■ THE EXERCISE ■
In the listing below, find every line with the string "that" and pull it out.

■ RECORDED DATA ■
[BEGIN]

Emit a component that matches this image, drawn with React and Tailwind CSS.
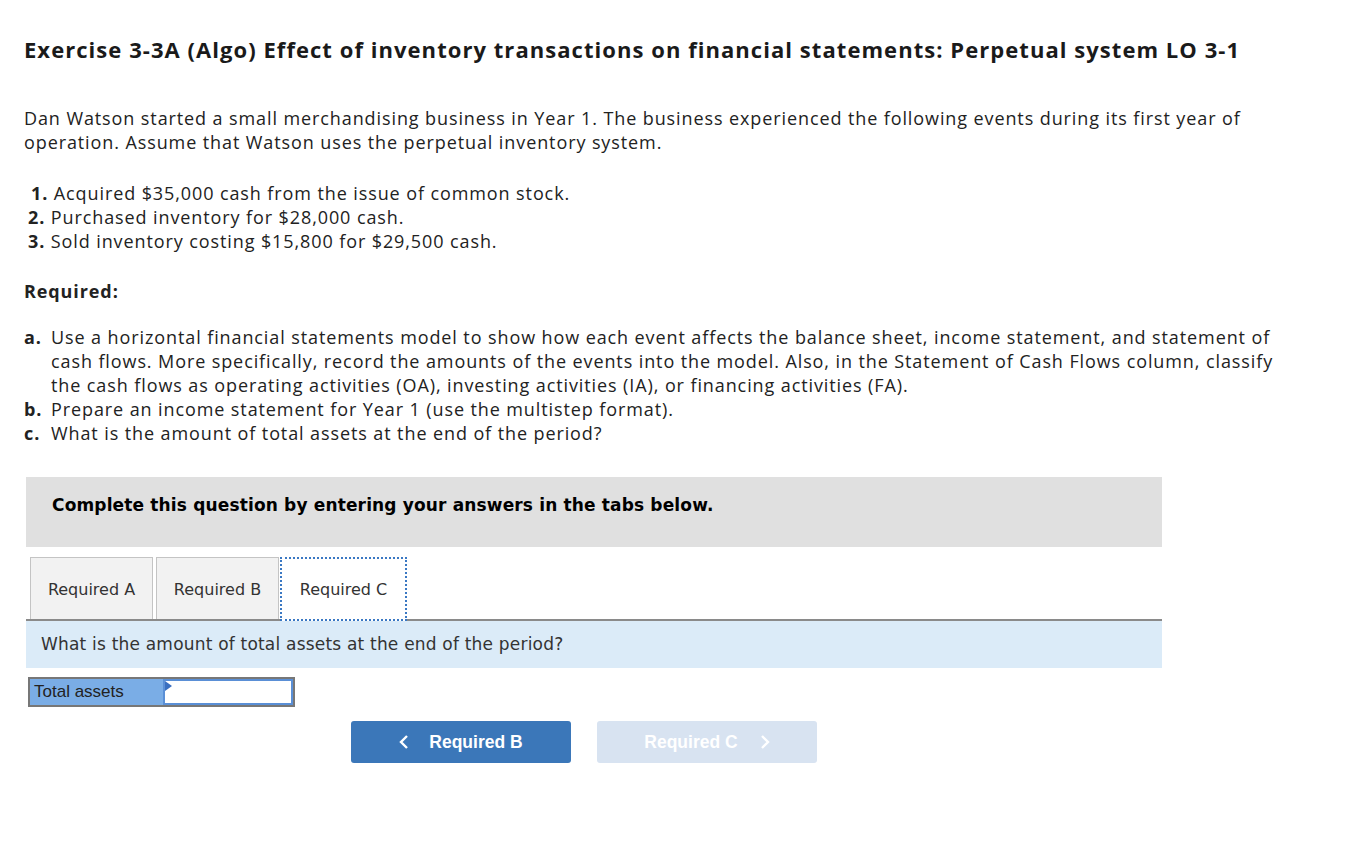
import React from "react";

const body = { fontFamily: "'Open Sans', Lato, sans-serif" };
const verdana = { fontFamily: "'DejaVu Sans', Verdana, sans-serif" };

export default function App() {
  return (
    <div className="min-h-screen bg-white text-[#222]" style={body}>
      <div className="pl-6 pt-[33px] w-[1320px] tracking-[0.9px]">
        <h1 className="text-[22px] font-bold leading-8 text-[#1a1a1a] tracking-[1.05px]">
          Exercise 3-3A (Algo) Effect of inventory transactions on financial statements: Perpetual system LO 3-1
        </h1>

        <p className="mt-[41px] text-[18px] leading-6 w-[1250px]">
          Dan Watson started a small merchandising business in Year 1. The business experienced the following events during its first year of operation. Assume that Watson uses the perpetual inventory system.
        </p>

        <ol className="mt-[27px] text-[18px] leading-6 pl-[7px]">
          <li><b>1.</b> Acquired $35,000 cash from the issue of common stock.</li>
          <li className="-ml-[3px]"><b>2.</b> Purchased inventory for $28,000 cash.</li>
          <li className="-ml-[3px]"><b>3.</b> Sold inventory costing $15,800 for $29,500 cash.</li>
        </ol>

        <p className="mt-[26px] text-[18px] leading-6 font-bold">Required:</p>

        <div className="mt-[22px] text-[18px] leading-6 w-[1280px]">
          <div className="flex">
            <b className="w-[27px] shrink-0">a.</b>
            <span>
              Use a horizontal financial statements model to show how each event affects the balance sheet, income statement, and statement of cash flows. More specifically, record the amounts of the events into the model. Also, in the Statement of Cash Flows column, classify the cash flows as operating activities (OA), investing activities (IA), or financing activities (FA).
            </span>
          </div>
          <div className="flex">
            <b className="w-[27px] shrink-0">b.</b>
            <span>Prepare an income statement for Year 1 (use the multistep format).</span>
          </div>
          <div className="flex">
            <b className="w-[27px] shrink-0">c.</b>
            <span>What is the amount of total assets at the end of the period?</span>
          </div>
        </div>
      </div>

      <div className="ml-[26px] w-[1136px] mt-[32px]">
        <div className="bg-[#e0e0e0] h-[70px] flex items-center pl-[26px] pb-[12px]" style={verdana}>
          <span className="text-[17px] font-bold text-black tracking-[0.15px]">
            Complete this question by entering your answers in the tabs below.
          </span>
        </div>

        <div className="mt-[10px] flex items-end pl-[4px] gap-[3px] border-b-2 border-[#8a8a8a]" style={verdana}>
          <div className="w-[123px] h-[62px] bg-[#f2f2f2] border border-[#c4c4c4] border-b-0 flex items-center justify-center pt-[2px] text-[16px] text-[#333]">
            Required A
          </div>
          <div className="w-[123px] h-[62px] bg-[#f2f2f2] border border-[#c4c4c4] border-b-0 flex items-center justify-center pt-[2px] text-[16px] text-[#333]">
            Required B
          </div>
          <div className="-ml-[2px] w-[127px] h-[64px] bg-white border-2 border-dotted border-[#3a78c3] -mb-[2px] flex items-center justify-center pt-[2px] text-[16px] text-[#333]">
            Required C
          </div>
        </div>

        <div className="bg-[#dbebf8] h-[47px] flex items-center pl-[15px] pt-[1px]" style={verdana}>
          <span className="text-[17px] text-[#333] tracking-[0.2px]">
            What is the amount of total assets at the end of the period?
          </span>
        </div>

        <div className="mt-[9px] ml-[2px] flex h-[30px] w-[267px] border-2 border-[#777]">
          <div
            className="w-[133px] bg-[#7aade6] flex items-center pl-[4px] text-[17px] text-[#222]"
            style={{ fontFamily: "'Liberation Sans', Arial, sans-serif" }}
          >
            Total assets
          </div>
          <div className="relative flex-1 bg-white border-2 border-[#5a8fd6]">
            <div className="absolute left-0 top-0 w-0 h-0 border-t-[5px] border-b-[5px] border-l-[7px] border-t-transparent border-b-transparent border-l-[#3a6fc0]" />
          </div>
        </div>

        <div className="mt-[14px] flex gap-[26px] pl-[325px]" style={{ fontFamily: "'Liberation Sans', Arial, sans-serif" }}>
          <button className="w-[220px] h-[42px] rounded-[3px] bg-[#3b77b9] text-white text-[17.5px] font-bold flex items-center justify-center gap-[20px]">
            <svg width="10" height="16" viewBox="0 0 10 16" fill="none" stroke="white" strokeWidth="2.4">
              <path d="M8 2 L2 8 L8 14" />
            </svg>
            Required B
          </button>
          <button className="w-[220px] h-[42px] rounded-[3px] bg-[#d8e3f1] text-white text-[17.5px] font-bold flex items-center justify-center gap-[22px]">
            Required C
            <svg width="10" height="16" viewBox="0 0 10 16" fill="none" stroke="white" strokeWidth="2.4">
              <path d="M2 2 L8 8 L2 14" />
            </svg>
          </button>
        </div>
      </div>
    </div>
  );
}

[END]

■ SOLUTION TO THIS TASK ■
Emit a component that matches this image, drawn with React and Tailwind CSS.
          Dan Watson started a small merchandising business in Year 1. The business experienced the following events during its first year of operation. Assume that Watson uses the perpetual inventory system.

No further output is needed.